President Barack Obama has also condemned the coup, and the State Department has indicated that it worked for several days to stave it off, albeit unsuccessfully. The U.S. has troops in Honduras, to train the Honduran Armed Forces and to work on counter-narcotics and disaster relief in Central America, and thus has some leverage. Honduras is also part of the CAFTA-DR agreement with the U.S. If the benefits from this trade agreement are denied to Honduras, its products will have a hard time competing in the U.S. market.

Honduras is part of the Central American Common Market. If it is excluded from it, it will be costly.
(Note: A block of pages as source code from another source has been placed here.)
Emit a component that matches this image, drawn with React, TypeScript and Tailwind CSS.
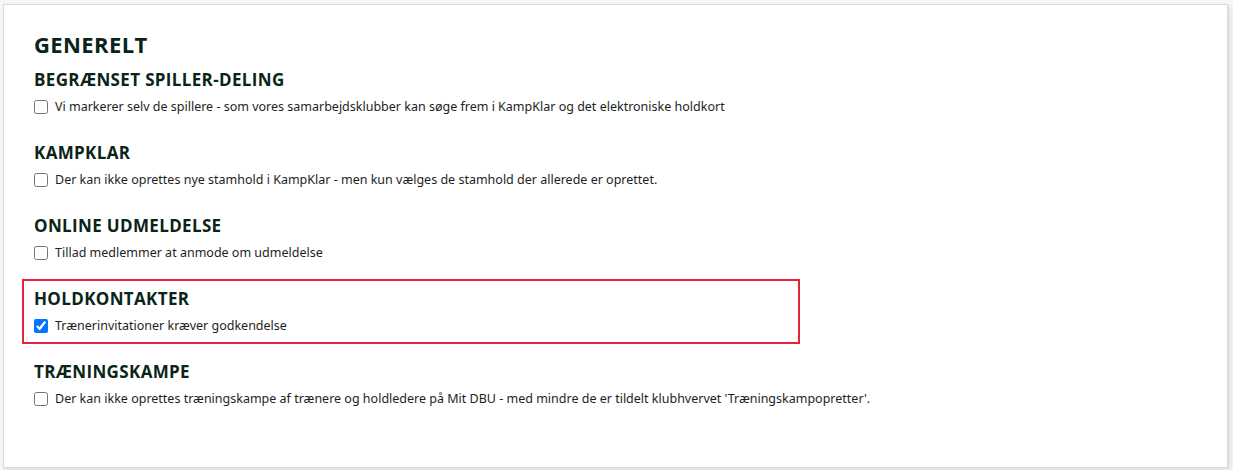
import React from "react";

const sections = [
  {
    title: "BEGRÆNSET SPILLER-DELING",
    text: "Vi markerer selv de spillere - som vores samarbejdsklubber kan søge frem i KampKlar og det elektroniske holdkort",
    checked: false,
    highlight: false,
  },
  {
    title: "KAMPKLAR",
    text: "Der kan ikke oprettes nye stamhold i KampKlar - men kun vælges de stamhold der allerede er oprettet.",
    checked: false,
    highlight: false,
  },
  {
    title: "ONLINE UDMELDELSE",
    text: "Tillad medlemmer at anmode om udmeldelse",
    checked: false,
    highlight: false,
  },
  {
    title: "HOLDKONTAKTER",
    text: "Trænerinvitationer kræver godkendelse",
    checked: true,
    highlight: true,
  },
  {
    title: "TRÆNINGSKAMPE",
    text: "Der kan ikke oprettes træningskampe af trænere og holdledere på Mit DBU - med mindre de er tildelt klubhvervet 'Træningskampopretter'.",
    checked: false,
    highlight: false,
  },
];

export default function App() {
  return (
    <div className="w-[1233px] h-[470px] bg-[#f7f7f7] pt-[4px] pl-[3px]">
      <div className="w-[1225px] h-[464px] bg-white border border-[#dadada] shadow-[2px_2px_5px_rgba(0,0,0,0.12)] pt-[23px] pl-[30px]">
        <h1
          className="h-[32px] leading-[32px] text-[22px] font-bold text-[#0a2518] tracking-[0.4px]"
          style={{ fontFamily: "'Open Sans', 'Noto Sans', sans-serif" }}
        >
          GENERELT
        </h1>
        <div className="-ml-[12px] flex flex-col gap-[8px]">
          {sections.map((s) => (
            <div
              key={s.title}
              className={`w-[778px] border-2 px-[10px] pt-[6px] pb-[6px] ${
                s.highlight ? "border-[#e8213a]" : "border-transparent"
              }`}
            >
              <h2
                className="h-[24px] leading-[24px] text-[17px] font-bold text-[#0a2518] tracking-[0.35px]"
                style={{ fontFamily: "'Open Sans', 'Noto Sans', sans-serif" }}
              >
                {s.title}
              </h2>
              <label
                className="mt-[5px] h-[20px] flex items-center gap-[7px] text-[12.5px] text-[#1e1e1e] whitespace-nowrap"
                style={{ fontFamily: "'Noto Sans', 'Open Sans', sans-serif" }}
              >
                <input
                  type="checkbox"
                  defaultChecked={s.checked}
                  className="m-0 w-[14px] h-[14px] shrink-0"
                />
                <span>{s.text}</span>
              </label>
            </div>
          ))}
        </div>
      </div>
    </div>
  );
}
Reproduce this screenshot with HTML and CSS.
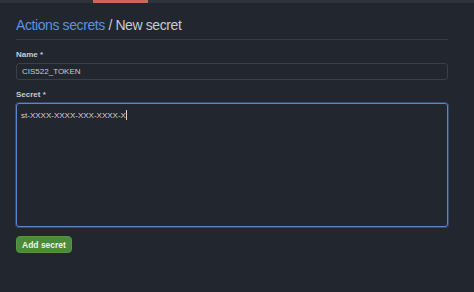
FILE: index.html
```html
<!DOCTYPE html>
<html lang="en">
<head>
  <meta charset="UTF-8" />
  <title>New secret</title>
  <link rel="stylesheet" href="styles.css">
</head>
<body>
  <div class="topbar"><span class="tab-active"></span></div>
  <div class="page">
    <h1 class="title"><a href="#">Actions secrets</a> / New secret</h1>
    <form class="secret-form">
      <div class="form-group">
        <label for="name">Name *</label>
        <input type="text" id="name" value="CIS522_TOKEN" />
      </div>
      <div class="form-group">
        <label for="secret">Secret *</label>
        <div class="textarea">st-XXXX-XXXX-XXX-XXXX-X<span class="caret"></span></div>
      </div>
      <button type="button" class="btn-primary">Add secret</button>
    </form>
  </div>
</body>
</html>
```

FILE: styles.css
```css
* {
  box-sizing: border-box;
}

body {
  margin: 0;
  background-color: #22262e;
  font-family: "Liberation Sans", Arial, sans-serif;
  color: #c6ccd4;
  height: 292px;
  overflow: hidden;
}

.topbar {
  height: 3px;
  background: #2d323b;
}

.tab-active {
  display: block;
  margin-left: 93px;
  width: 55px;
  height: 3px;
  background: #c9695a;
}

.page {
  padding: 0 26px 0 16px;
}

.title {
  margin: 0;
  padding: 14px 0 5px;
  font-size: 14px;
  line-height: 17px;
  letter-spacing: -0.4px;
  font-weight: normal;
  color: #c6ccd4;
  border-bottom: 1px solid #363b45;
}

.title a {
  color: #5a93e0;
  text-decoration: none;
}

.form-group {
  margin-top: 10px;
}

label {
  display: block;
  font-size: 8px;
  line-height: 10px;
  font-weight: bold;
  margin-bottom: 3px;
  color: #c6ccd4;
}

input {
  display: block;
  width: 100%;
  height: 17px;
  padding: 0 5px;
  background: #22262e;
  border: 1px solid #3a3f48;
  border-radius: 3px;
  color: #c6ccd4;
  font-family: inherit;
  font-size: 8px;
}

.textarea {
  height: 124px;
  padding: 6px 4px;
  border: 1px solid #5a86d0;
  border-radius: 3px;
  box-shadow: 0 0 0 1px #34496d;
  font-size: 8px;
  line-height: 10px;
  color: #d0d5dc;
}

.caret {
  display: inline-block;
  width: 1px;
  height: 10px;
  background: #d0d5dc;
  vertical-align: -2px;
}

.btn-primary {
  display: block;
  margin-top: 9px;
  padding: 0 5px;
  height: 17px;
  background-color: #4a8a3c;
  color: #eef3ec;
  border: 1px solid #559545;
  border-radius: 4px;
  font-family: inherit;
  font-size: 8.5px;
  font-weight: bold;
}
```
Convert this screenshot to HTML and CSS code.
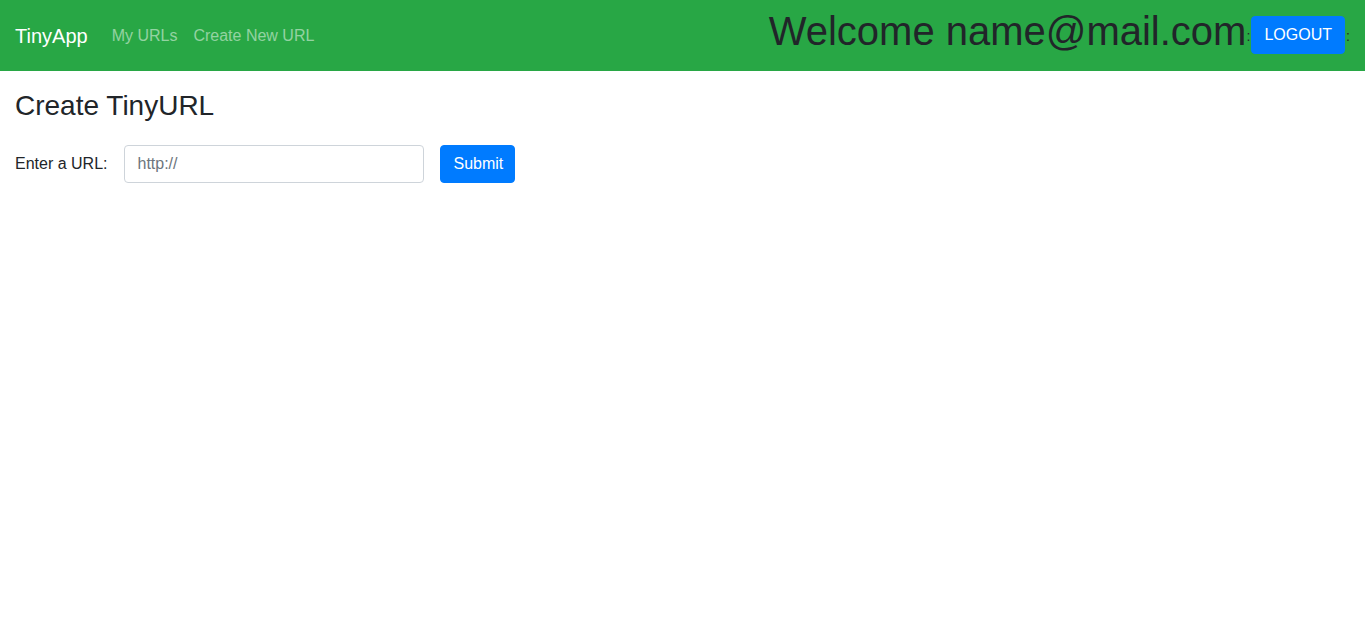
FILE: index.html
```html
<!DOCTYPE html>
<html lang="en">
<head>
<meta charset="utf-8">
<title>TinyApp</title>
<link rel="stylesheet" href="styles.css">
</head>
<body>
<nav class="navbar">
  <a class="brand" href="#">TinyApp</a>
  <ul class="nav-links">
    <li><a href="#">My URLs</a></li>
    <li><a href="#">Create New URL</a></li>
  </ul>
  <div class="user">
    <h1 class="welcome">Welcome name@mail.com</h1>
    <span class="sep">:</span>
    <button class="btn btn-primary logout" type="button">LOGOUT</button>
    <span class="sep sep-end">:</span>
  </div>
</nav>
<main class="container">
  <h3 class="title">Create TinyURL</h3>
  <form class="url-form">
    <label for="longURL">Enter a URL:</label>
    <input id="longURL" class="input" type="text" placeholder="http://">
    <button class="btn btn-primary submit" type="submit">Submit</button>
  </form>
</main>
</body>
</html>
```

FILE: styles.css
```css
* { box-sizing: border-box; }
html, body { margin: 0; padding: 0; }
body {
  font-family: "Liberation Sans", Arial, sans-serif;
  font-size: 16px;
  line-height: 1.5;
  color: #212529;
  background: #fff;
}
a { text-decoration: none; }

.navbar {
  display: flex;
  align-items: center;
  height: 71px;
  padding: 0 16px 0 15px;
  background: #28a745;
}
.brand {
  font-size: 20px;
  line-height: 30px;
  color: #fff;
  margin-right: 16px;
}
.nav-links {
  display: flex;
  list-style: none;
  margin: 0;
  padding: 0;
}
.nav-links a {
  display: block;
  padding: 8px;
  color: rgba(255, 255, 255, 0.5);
}
.user {
  margin-left: auto;
  display: flex;
  align-items: center;
}
.welcome {
  margin: 0;
  font-size: 40px;
  font-weight: 400;
  line-height: 48px;
  color: #212529;
  position: relative;
  top: -5px;
}
.sep {
  font-size: 14px;
  line-height: 20px;
  color: #212529;
  width: 5px;
  overflow: hidden;
}
.sep-end { width: 3px; }
.btn {
  font-family: inherit;
  font-size: 16px;
  line-height: 24px;
  padding: 6px 12px;
  border: 1px solid transparent;
  border-radius: 4px;
  cursor: pointer;
}
.btn-primary {
  background: #007bff;
  border-color: #007bff;
  color: #fff;
}
.logout {
  margin: 0 1px 0 0;
  position: relative;
  top: -1px;
}
.submit { padding: 6px 11px 6px 12px; }

.container {
  padding: 18px 15px;
}
.title {
  margin: 0 0 22px;
  font-size: 28px;
  font-weight: 400;
  line-height: 34px;
}
.url-form {
  display: flex;
  align-items: center;
}
.url-form label {
  margin-right: 17px;
}
.input {
  width: 300px;
  height: 38px;
  padding: 6px 12px;
  font-family: inherit;
  font-size: 16px;
  color: #495057;
  border: 1px solid #ced4da;
  border-radius: 4px;
  margin-right: 16px;
}
.input::placeholder { color: #6c757d; }
```
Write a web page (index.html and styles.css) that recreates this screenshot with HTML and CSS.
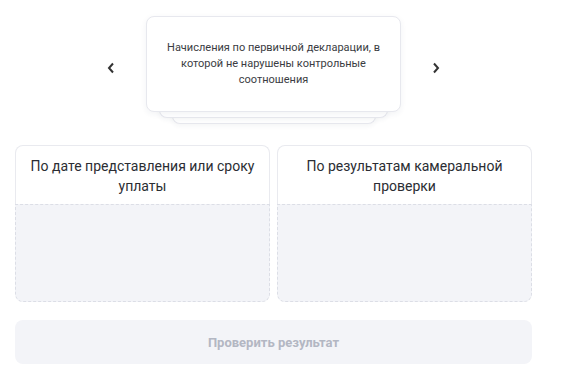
FILE: index.html
```html
<!DOCTYPE html>
<html lang="ru">
<head>
    <meta charset="UTF-8">
    <meta name="viewport" content="width=device-width, initial-scale=1.0">
    <title>Начисления</title>
    <link rel="stylesheet" href="styles.css">
</head>
<body>
    <!-- Карусель карточек -->
    <div class="carousel">
        <button class="arrow" type="button" aria-label="Назад">
            <svg width="8" height="12" viewBox="0 0 8 12"><path d="M6 1.5L2 6l4 4.5" fill="none" stroke="#333" stroke-width="2"/></svg>
        </button>
        <div class="deck">
            <div class="card">Начисления по первичной декларации, в которой не нарушены контрольные соотношения</div>
            <div class="layer layer-1"></div>
            <div class="layer layer-2"></div>
        </div>
        <button class="arrow" type="button" aria-label="Вперёд">
            <svg width="8" height="12" viewBox="0 0 8 12"><path d="M2 1.5L6 6l-4 4.5" fill="none" stroke="#333" stroke-width="2"/></svg>
        </button>
    </div>

    <!-- Корзины -->
    <div class="bins">
        <div class="bin">
            <div class="bin-title">По дате представления или сроку уплаты</div>
            <div class="bin-drop"></div>
        </div>
        <div class="bin">
            <div class="bin-title">По результатам камеральной проверки</div>
            <div class="bin-drop"></div>
        </div>
    </div>

    <button class="check" type="button" disabled>Проверить результат</button>
</body>
</html>
```

FILE: styles.css
```css
/* Общие стили */
body {
    margin: 0;
    padding: 16px 40px 10px 15px;
    font-family: Roboto, "Liberation Sans", sans-serif;
    color: #2b2d33;
    background-color: #fff;
}

.carousel {
    display: flex;
    justify-content: center;
    align-items: flex-start;
    gap: 27px;
    height: 129px;
}

.arrow {
    margin-top: 44px;
    width: 16px;
    height: 16px;
    padding: 0;
    border: none;
    background: none;
    display: flex;
    align-items: center;
    justify-content: center;
    cursor: pointer;
}

.deck {
    display: flex;
    flex-direction: column;
    align-items: center;
}

.card {
    width: 255px;
    box-sizing: border-box;
    height: 96px;
    padding: 23px 12px 0;
    border: 1px solid #e7e8ee;
    border-radius: 8px;
    background-color: #fff;
    box-shadow: 0 2px 6px rgba(40, 50, 80, 0.06);
    font-size: 11px;
    line-height: 16px;
    text-align: center;
    color: #3a3c42;
    position: relative;
    z-index: 3;
}

.layer {
    box-sizing: border-box;
    height: 12px;
    margin-top: -6px;
    border: 1px solid #e7e8ee;
    border-top: none;
    border-radius: 0 0 8px 8px;
    background-color: #fff;
    box-shadow: 0 2px 5px rgba(40, 50, 80, 0.05);
}

.layer-1 {
    width: 229px;
    position: relative;
    z-index: 2;
}

.layer-2 {
    width: 204px;
    position: relative;
    z-index: 1;
}

.bins {
    display: grid;
    grid-template-columns: 1fr 1fr;
    gap: 7px;
}

.bin {
    height: 157px;
    display: flex;
    flex-direction: column;
}

.bin-title {
    height: 59px;
    box-sizing: border-box;
    padding: 10px 6px 0;
    font-size: 14px;
    line-height: 20px;
    text-align: center;
    color: #2b2d33;
    border: 1px solid #e9eaef;
    border-bottom: none;
    border-radius: 8px 8px 0 0;
}

.bin-drop {
    flex: 1;
    background-color: #f3f4f8;
    border: 1px dashed #dcdee6;
    border-radius: 0 0 8px 8px;
}

.check {
    display: block;
    width: 100%;
    height: 44px;
    margin-top: 18px;
    border: none;
    border-radius: 8px;
    background-color: #f3f4f8;
    font-family: Roboto, "Liberation Sans", sans-serif;
    font-size: 13px;
    font-weight: bold;
    color: #b3b7c3;
}
```
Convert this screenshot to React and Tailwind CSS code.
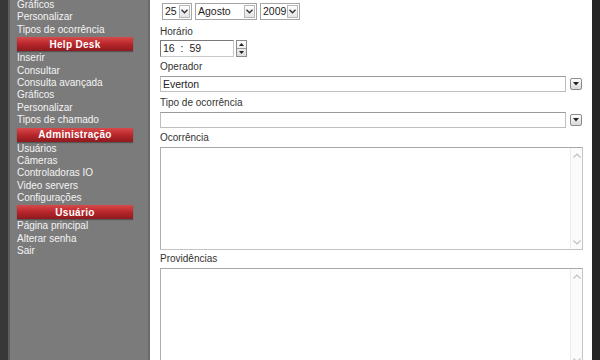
import React from "react";

const font = { fontFamily: '"Liberation Sans", Arial, sans-serif' };

function MenuItem({ children }) {
  return <div className="h-[12.4px] leading-[12.4px] pl-[7px] text-[10px] text-[#f4f4f4]">{children}</div>;
}

function MenuHeader({ children }) {
  return (
    <div className="ml-[7px] w-[116px] h-[14px] my-[1px] flex items-center justify-center text-[10px] font-bold text-white tracking-[0.3px] bg-gradient-to-b from-[#d8494c] via-[#b8262b] to-[#8e1a1e] shadow-[0_1px_1px_rgba(0,0,0,0.3)]">
      {children}
    </div>
  );
}

function Chevron() {
  return (
    <svg width="7" height="5" viewBox="0 0 7 5">
      <path d="M0.5 0.8 L3.5 3.8 L6.5 0.8" fill="none" stroke="#333" strokeWidth="1.4" />
    </svg>
  );
}

function SmallSelect({ value, width }) {
  return (
    <div className="flex h-[17px] border border-[#a5a5a5] bg-white" style={{ width }}>
      <div className="flex-1 pl-[2px] text-[10.5px] leading-[15px] text-[#222]">{value}</div>
      <div className="w-[11px] m-[1px] flex items-center justify-center border border-[#b8b8b8] bg-gradient-to-b from-white to-[#e4e4e4]">
        <Chevron />
      </div>
    </div>
  );
}

function WideSelect({ value }) {
  return (
    <div className="flex items-center h-[17px] mr-[10px]">
      <div className="flex-1 h-[16px] border border-[#bdbdbd] border-t-[#9a9a9a] bg-white pl-[2px] text-[10.5px] leading-[14px] text-[#222]">
        {value}
      </div>
      <div className="ml-[4px] w-[12px] h-[12px] flex items-center justify-center border border-[#8a8a8a] rounded-[2px] bg-gradient-to-b from-white to-[#d8d8d8]">
        <svg width="6" height="4" viewBox="0 0 6 4">
          <path d="M0 0 H6 L3 3.5 Z" fill="#222" />
        </svg>
      </div>
    </div>
  );
}

function ScrollArrow({ up }) {
  return (
    <div className="h-[14px] flex items-center justify-center">
      <svg width="8" height="5" viewBox="0 0 8 5">
        <path d={up ? "M0.5 4.5 L4 1 L7.5 4.5" : "M0.5 0.5 L4 4 L7.5 0.5"} fill="none" stroke="#b9c2cc" strokeWidth="1.2" />
      </svg>
    </div>
  );
}

function TextArea({ height }) {
  return (
    <div className="flex mr-[9px] border border-[#c4c4c4] border-t-[#a8a8a8] border-l-[#b0b0b0] bg-white" style={{ height }}>
      <div className="flex-1" />
      <div className="w-[12px] flex flex-col justify-between border-l border-[#ececec] bg-[#fbfbfb]">
        <ScrollArrow up />
        <ScrollArrow />
      </div>
    </div>
  );
}

function Label({ children, className = "" }) {
  return <div className={`text-[10px] leading-[12px] text-[#333] ${className}`}>{children}</div>;
}

export default function App() {
  return (
    <div className="flex w-[600px] h-[360px] overflow-hidden bg-[#2b2b2b]" style={font}>
      <div className="w-[8px] bg-[#383838]" />
      <div className="w-[2px] bg-[#5e5e5e]" />
      {/* Sidebar */}
      <div className="w-[138px] bg-[#7b7b7b]">
        <div className="-mt-[1px]">
          <MenuItem>Gráficos</MenuItem>
          <MenuItem>Personalizar</MenuItem>
          <MenuItem>Tipos de ocorrência</MenuItem>
          <MenuHeader>Help Desk</MenuHeader>
          <MenuItem>Inserir</MenuItem>
          <MenuItem>Consultar</MenuItem>
          <MenuItem>Consulta avançada</MenuItem>
          <MenuItem>Gráficos</MenuItem>
          <MenuItem>Personalizar</MenuItem>
          <MenuItem>Tipos de chamado</MenuItem>
          <MenuHeader>Administração</MenuHeader>
          <MenuItem>Usuários</MenuItem>
          <MenuItem>Câmeras</MenuItem>
          <MenuItem>Controladoras IO</MenuItem>
          <MenuItem>Video servers</MenuItem>
          <MenuItem>Configurações</MenuItem>
          <MenuHeader>Usuário</MenuHeader>
          <MenuItem>Página principal</MenuItem>
          <MenuItem>Alterar senha</MenuItem>
          <MenuItem>Sair</MenuItem>
        </div>
      </div>
      <div className="w-[2px] bg-[#6a6a6a]" />
      {/* Main */}
      <div className="w-[442px] bg-white pl-[10px] pt-[3px]">
        <div className="flex gap-[3px] pl-[2px]">
          <SmallSelect value="25" width={30} />
          <SmallSelect value="Agosto" width={62} />
          <SmallSelect value="2009" width={40} />
        </div>
        <Label className="mt-[6px]">Horário</Label>
        <div className="flex items-center mt-[1px] h-[18px]">
          <div className="w-[74px] h-[17px] border border-[#7a7a7a] border-r-[#c8c8c8] border-b-[#c8c8c8] pl-[2px] text-[10.5px] leading-[15px] text-[#222]">
            16 <span className="mx-[3px]">:</span> 59
          </div>
          <div className="ml-[2px] w-[11px] h-[17px] flex flex-col border border-[#8a8a8a] bg-gradient-to-b from-white to-[#dcdcdc]">
            <div className="flex-1 flex items-center justify-center border-b border-[#9a9a9a]">
              <svg width="5" height="3" viewBox="0 0 5 3"><path d="M0 3 L2.5 0 L5 3 Z" fill="#222" /></svg>
            </div>
            <div className="flex-1 flex items-center justify-center">
              <svg width="5" height="3" viewBox="0 0 5 3"><path d="M0 0 L2.5 3 L5 0 Z" fill="#222" /></svg>
            </div>
          </div>
        </div>
        <Label className="mt-[4px]">Operador</Label>
        <div className="mt-[2px]">
          <WideSelect value="Everton" />
        </div>
        <Label className="mt-[5px]">Tipo de ocorrência</Label>
        <div className="mt-[2px]">
          <WideSelect value="" />
        </div>
        <Label className="mt-[4px]">Ocorrência</Label>
        <div className="mt-[3px]">
          <TextArea height={103} />
        </div>
        <Label className="mt-[3px]">Providências</Label>
        <div className="mt-[3px]">
          <TextArea height={100} />
        </div>
      </div>
      <div className="flex-1 bg-[#262626]" />
    </div>
  );
}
In many ways, this is the second key test of Mr. Obama’s new policy towards Latin America. Ironically, the first also took place in Honduras, in early June, at the OAS General Assembly meeting that unanimously lifted the 1962 resolution that suspended Cuba’s membership in the organisation. President Obama has indicated his commitment to working with the countries of the region, through multilateral institutions, to further economic progress and democratic development. If Mr. Zelaya finds himself back in office (however briefly — his term has only seven months to go), as a result of concerted international pressure, it would show a new measure of hemispheric cooperation.

The so-called “facts on the ground” have their own dynamic, and reversing such military takeovers are never easy, though by no means impossible. This is what happened in Venezuela in 2002, when President Chávez, three days after being ousted, found himself back in office.

Honduras poses a true litmus test of the commitment of the hemispheric community to democratic stability and continuity. If the Inter-American Democratic Charter is not held up now, and the semi-farcical, Keystone Cops Honduran coup is not reversed, it means that much of the political progress we have seen in the region since 1990 can far too easily be undone.